Residents of Mather House celebrate their entry to the heated Mr. Harvard competition.
Residents of Mather House celebrate their entry to the heated Mr. Harvard competition.

Here He Is, Mr. Harvard

The Mr. Harvard Pageant nomination process and the 2000 presidential election have at least three things in common: competition between
By Alexandra M. Gutierrez

The Mr. Harvard Pageant nomination process and the 2000 presidential election have at least three things in common: competition between hyper-inflated egos, general apathy from the majority of the population, and the apparent losers demanding a recount.

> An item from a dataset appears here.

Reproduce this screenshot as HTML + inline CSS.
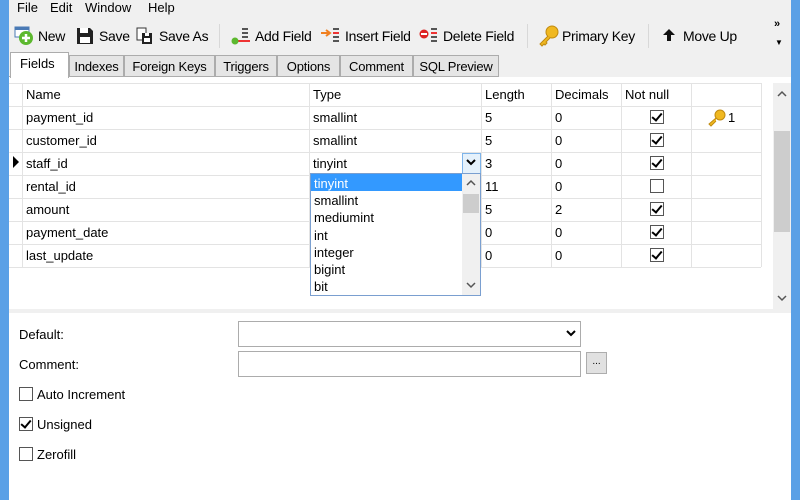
<!DOCTYPE html>
<html><head><meta charset="utf-8"><style>
*{box-sizing:border-box;margin:0;padding:0}
body{width:800px;height:500px;overflow:hidden;background:#f0f0f0;font-family:"Liberation Sans",sans-serif;font-size:13px;color:#000;position:relative}
.a{position:absolute;white-space:nowrap}
.t{font-size:14px;letter-spacing:-0.3px}
.tab{position:absolute;top:55px;height:22px;border:1px solid #acacac;background:#e5e5e5;padding:3px 0 0 0;text-align:center;font-size:13px;letter-spacing:-0.2px}
.cb{position:absolute;width:14px;height:14px;border:1px solid #555;background:#fff}
.chk::after{content:"";position:absolute;left:3px;top:0px;width:4px;height:8px;border:solid #000;border-width:0 2px 2px 0;transform:rotate(40deg)}
.hl{position:absolute;left:9px;width:752px;height:1px;background:#e3e3e3}
.vl{position:absolute;top:83px;width:1px;height:184px;background:#e3e3e3}
</style></head><body>
<div class="a" style="left:0;top:0;width:9px;height:500px;background:#5aa0e6"></div>
<div class="a" style="left:791px;top:0;width:9px;height:500px;background:#5aa0e6"></div>
<div class="a" style="left:17px;top:0">File</div>
<div class="a" style="left:50px;top:0">Edit</div>
<div class="a" style="left:85px;top:0">Window</div>
<div class="a" style="left:148px;top:0">Help</div>
<svg class="a" style="left:14px;top:26px" width="22" height="20"><rect x="1" y="1" width="14" height="10" fill="#fff" stroke="#4a7ab5"/><rect x="1" y="1" width="14" height="3" fill="#4a7ab5"/><circle cx="12" cy="12" r="7" fill="#5cb82e"/><path d="M12 8v8M8 12h8" stroke="#fff" stroke-width="2.5"/></svg>
<div class="a t" style="left:38px;top:28px">New</div>
<svg class="a" style="left:76px;top:27px" width="18" height="18"><path d="M1 1h13l3 3v13H1z" fill="#222"/><rect x="4" y="1" width="8" height="5" fill="#fff"/><rect x="4" y="10" width="10" height="6" fill="#fff"/></svg>
<div class="a t" style="left:99px;top:28px">Save</div>
<svg class="a" style="left:136px;top:27px" width="18" height="18"><rect x="1" y="1" width="9" height="12" fill="#fff" stroke="#333"/><path d="M6 6h10v11H6z" fill="#222"/><rect x="9" y="6" width="4" height="3" fill="#fff"/><rect x="8" y="11" width="6" height="4" fill="#fff"/></svg>
<div class="a t" style="left:159px;top:28px">Save As</div>
<div class="a" style="left:219px;top:24px;width:1px;height:24px;background:#d8d8d8"></div>
<svg class="a" style="left:230px;top:26px" width="22" height="20"><rect x="12" y="2" width="6" height="2" fill="#555"/><rect x="12" y="6" width="6" height="2" fill="#555"/><rect x="12" y="10" width="6" height="2" fill="#555"/><rect x="8" y="14" width="12" height="2" fill="#e33"/><circle cx="5" cy="15" r="3.5" fill="#5cb82e"/></svg>
<div class="a t" style="left:255px;top:28px">Add Field</div>
<svg class="a" style="left:320px;top:26px" width="22" height="20"><rect x="13" y="2" width="6" height="2" fill="#555"/><rect x="13" y="6" width="6" height="2" fill="#e33"/><rect x="13" y="10" width="6" height="2" fill="#555"/><rect x="13" y="14" width="6" height="2" fill="#555"/><path d="M1 7h8M6 4l4 3-4 3" stroke="#f08020" stroke-width="2" fill="none"/></svg>
<div class="a t" style="left:345px;top:28px">Insert Field</div>
<svg class="a" style="left:418px;top:26px" width="22" height="20"><rect x="13" y="2" width="6" height="2" fill="#555"/><rect x="13" y="6" width="6" height="2" fill="#e33"/><rect x="13" y="10" width="6" height="2" fill="#555"/><rect x="13" y="14" width="6" height="2" fill="#555"/><circle cx="6" cy="8" r="4.5" fill="#d22"/><rect x="3" y="7" width="6" height="2" fill="#fff"/></svg>
<div class="a t" style="left:443px;top:28px">Delete Field</div>
<div class="a" style="left:527px;top:24px;width:1px;height:24px;background:#d8d8d8"></div>
<svg class="a" style="left:538px;top:25px" width="22" height="22"><circle cx="14" cy="7" r="6" fill="#f0b820" stroke="#c08a10"/><path d="M10 11L2 19l2 2 2-2 1 1 2-2-1-1 4-4" fill="#f0b820" stroke="#c08a10"/></svg>
<div class="a t" style="left:562px;top:28px">Primary Key</div>
<div class="a" style="left:648px;top:24px;width:1px;height:24px;background:#d8d8d8"></div>
<svg class="a" style="left:661px;top:27px" width="16" height="16"><path d="M8 2L2 8h4v6h4V8h4z" fill="#111"/></svg>
<div class="a t" style="left:683px;top:28px">Move Up</div>
<div class="a" style="left:774px;top:18px;font-size:11px;font-weight:bold">»</div>
<div class="a" style="left:775px;top:38px;font-size:8px">▼</div>
<div class="a" style="left:9px;top:77px;width:782px;height:423px;background:#fff"></div>
<div class="a" style="left:9px;top:76px;width:490px;height:1px;background:#acacac"></div>
<div class="tab" style="left:69px;width:55px">Indexes</div>
<div class="tab" style="left:124px;width:91px">Foreign Keys</div>
<div class="tab" style="left:215px;width:62px">Triggers</div>
<div class="tab" style="left:277px;width:63px">Options</div>
<div class="tab" style="left:340px;width:73px">Comment</div>
<div class="tab" style="left:413px;width:86px">SQL Preview</div>
<div class="a" style="left:10px;top:52px;width:59px;height:26px;background:#fff;border:1px solid #acacac;border-bottom:none;padding:3px 0 0 9px">Fields</div>
<div class="a" style="left:9px;top:83px;width:763px;height:227px;background:#fff"></div>
<div class="hl" style="top:83px"></div>
<div class="hl" style="top:106px"></div><div class="hl" style="top:129px"></div><div class="hl" style="top:152px"></div><div class="hl" style="top:175px"></div><div class="hl" style="top:198px"></div><div class="hl" style="top:221px"></div><div class="hl" style="top:244px"></div><div class="hl" style="top:267px"></div>
<div class="vl" style="left:22px"></div><div class="vl" style="left:309px"></div><div class="vl" style="left:481px"></div><div class="vl" style="left:551px"></div><div class="vl" style="left:621px"></div><div class="vl" style="left:691px"></div><div class="vl" style="left:761px"></div>
<div class="a" style="left:26px;top:87px">Name</div><div class="a" style="left:313px;top:87px">Type</div><div class="a" style="left:485px;top:87px">Length</div><div class="a" style="left:555px;top:87px">Decimals</div><div class="a" style="left:625px;top:87px">Not null</div>
<div class="a" style="left:26px;top:110px">payment_id</div><div class="a" style="left:313px;top:110px">smallint</div><div class="a" style="left:485px;top:110px">5</div><div class="a" style="left:555px;top:110px">0</div>
<div class="a" style="left:26px;top:133px">customer_id</div><div class="a" style="left:313px;top:133px">smallint</div><div class="a" style="left:485px;top:133px">5</div><div class="a" style="left:555px;top:133px">0</div>
<svg class="a" style="left:12px;top:156px" width="8" height="12"><path d="M1 0l6 6-6 6z" fill="#000"/></svg>
<div class="a" style="left:26px;top:156px">staff_id</div><div class="a" style="left:485px;top:156px">3</div><div class="a" style="left:555px;top:156px">0</div>
<div class="a" style="left:26px;top:179px">rental_id</div><div class="a" style="left:485px;top:179px">11</div><div class="a" style="left:555px;top:179px">0</div>
<div class="a" style="left:26px;top:202px">amount</div><div class="a" style="left:485px;top:202px">5</div><div class="a" style="left:555px;top:202px">2</div>
<div class="a" style="left:26px;top:225px">payment_date</div><div class="a" style="left:485px;top:225px">0</div><div class="a" style="left:555px;top:225px">0</div>
<div class="a" style="left:26px;top:248px">last_update</div><div class="a" style="left:485px;top:248px">0</div><div class="a" style="left:555px;top:248px">0</div>
<div class="cb chk" style="left:650px;top:110px"></div><div class="cb chk" style="left:650px;top:133px"></div><div class="cb chk" style="left:650px;top:156px"></div><div class="cb" style="left:650px;top:179px"></div><div class="cb chk" style="left:650px;top:202px"></div><div class="cb chk" style="left:650px;top:225px"></div><div class="cb chk" style="left:650px;top:248px"></div>
<svg class="a" style="left:707px;top:109px" width="20" height="18"><circle cx="13" cy="6" r="5" fill="#f0b820" stroke="#c08a10"/><path d="M9 9L2 15l2 2 5-5" fill="#f0b820" stroke="#c08a10"/></svg>
<div class="a" style="left:728px;top:110px">1</div>
<div class="a" style="left:310px;top:153px;width:171px;height:21px;background:#fff"></div>
<div class="a" style="left:313px;top:156px">tinyint</div>
<div class="a" style="left:462px;top:153px;width:19px;height:21px;background:#e5f1fb;border:1px solid #7eb4ea"></div>
<svg class="a" style="left:466px;top:159px" width="10" height="8"><path d="M1 1l4 4 4-4" stroke="#000" stroke-width="2" fill="none"/></svg>
<div class="a" style="left:310px;top:173px;width:171px;height:123px;background:#fff;border:1px solid #7a9fd0"></div>
<div class="a" style="left:311px;top:174px;width:151px;height:17px;background:#3399ff"></div>
<div class="a" style="left:314px;top:176px;color:#fff">tinyint</div>
<div class="a" style="left:314px;top:193px">smallint</div>
<div class="a" style="left:314px;top:210px">mediumint</div>
<div class="a" style="left:314px;top:228px">int</div>
<div class="a" style="left:314px;top:245px">integer</div>
<div class="a" style="left:314px;top:262px">bigint</div>
<div class="a" style="left:314px;top:279px">bit</div>
<div class="a" style="left:462px;top:174px;width:18px;height:121px;background:#f0f0f0"></div>
<div class="a" style="left:463px;top:194px;width:16px;height:19px;background:#cdcdcd"></div>
<svg class="a" style="left:466px;top:179px" width="10" height="8"><path d="M1 6l4-4 4 4" stroke="#555" stroke-width="1.5" fill="none"/></svg>
<svg class="a" style="left:466px;top:281px" width="10" height="8"><path d="M1 2l4 4 4-4" stroke="#555" stroke-width="1.5" fill="none"/></svg>
<div class="a" style="left:773px;top:83px;width:18px;height:227px;background:#f0f0f0"></div>
<div class="a" style="left:774px;top:131px;width:16px;height:101px;background:#cdcdcd"></div>
<svg class="a" style="left:777px;top:90px" width="10" height="8"><path d="M1 6l4-4 4 4" stroke="#555" stroke-width="1.5" fill="none"/></svg>
<svg class="a" style="left:777px;top:294px" width="10" height="8"><path d="M1 2l4 4 4-4" stroke="#555" stroke-width="1.5" fill="none"/></svg>
<div class="a" style="left:9px;top:309px;width:782px;height:4px;background:#f0f0f0"></div>
<div class="a" style="left:19px;top:327px">Default:</div>
<div class="a" style="left:238px;top:321px;width:343px;height:26px;border:1px solid #acacac;background:#fff"></div>
<svg class="a" style="left:566px;top:330px" width="10" height="8"><path d="M1 1l4 4 4-4" stroke="#000" stroke-width="2" fill="none"/></svg>
<div class="a" style="left:19px;top:357px">Comment:</div>
<div class="a" style="left:238px;top:351px;width:343px;height:26px;border:1px solid #acacac;background:#fff"></div>
<div class="a" style="left:586px;top:352px;width:21px;height:22px;border:1px solid #adadad;background:#e1e1e1;font-size:10px;text-align:center;line-height:18px">...</div>
<div class="cb" style="left:19px;top:387px"></div><div class="a" style="left:37px;top:387px">Auto Increment</div>
<div class="cb chk" style="left:19px;top:417px"></div><div class="a" style="left:37px;top:417px">Unsigned</div>
<div class="cb" style="left:19px;top:447px"></div><div class="a" style="left:37px;top:447px">Zerofill</div>
</body></html>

Voters were able to vote multiple times for their preferred candidate, skewing the results, according to Joseph P. Torella ’08, organizer of the pageant and a Crimson editor. After figuring out that tallying the votes using individual IP addresses could solve that issue, the pageant’s cheap sponsors—who were unwilling to pay to prevent multiple-voting in the first place—decided to reexamine the results. As of Tuesday afternoon, 1211 ballots had been cast for the Crimson Yard election alone, probably more than the number of undergraduates who even know about the May 13 pageant.

But not everyone is apathetic. Marc K. Bhargava ’08, who is a candidate for Crimson Yard’s representative and placed second in the online polls to Bryan C. Barnhill II ’08, filed a complaint with Torella. He claims to be ambivalent about the results of the vote.

“But it would be really cool to win, of course,” Bhargava says. Of course.

While the Crimson Yard battle raged, perhaps one-sidedly, upper-class Houses held generally unexciting online elections. Some opted for slightly more innovative methods—Mather held a drag karaoke competition to determine its king.

Back in the Yard—the Elm Yard, this time—one nominee actually voted for rival candidate Daniel Ross-Rieder ’08 in an attempt to avoid performing in the pageant. Why the nominee doesn’t just resign is a mystery, but Ross-Rieder remains confident that he will smash his competition anyway.

“What competition? There is no competition. Remember that. They’re facing what is essentially a professional army against their group of rag-team rebels,” says Ross-Rieder who claims he may get a “full-on bikini wax” for the competition.

But what do potential competitiors say about Ross-Rieder’s chances? “I don’t really see [Ross-Rieder] smashing anything but his ego when he performs,” says Bhargava.

And so the Mr. Harvard mud-slinging begins.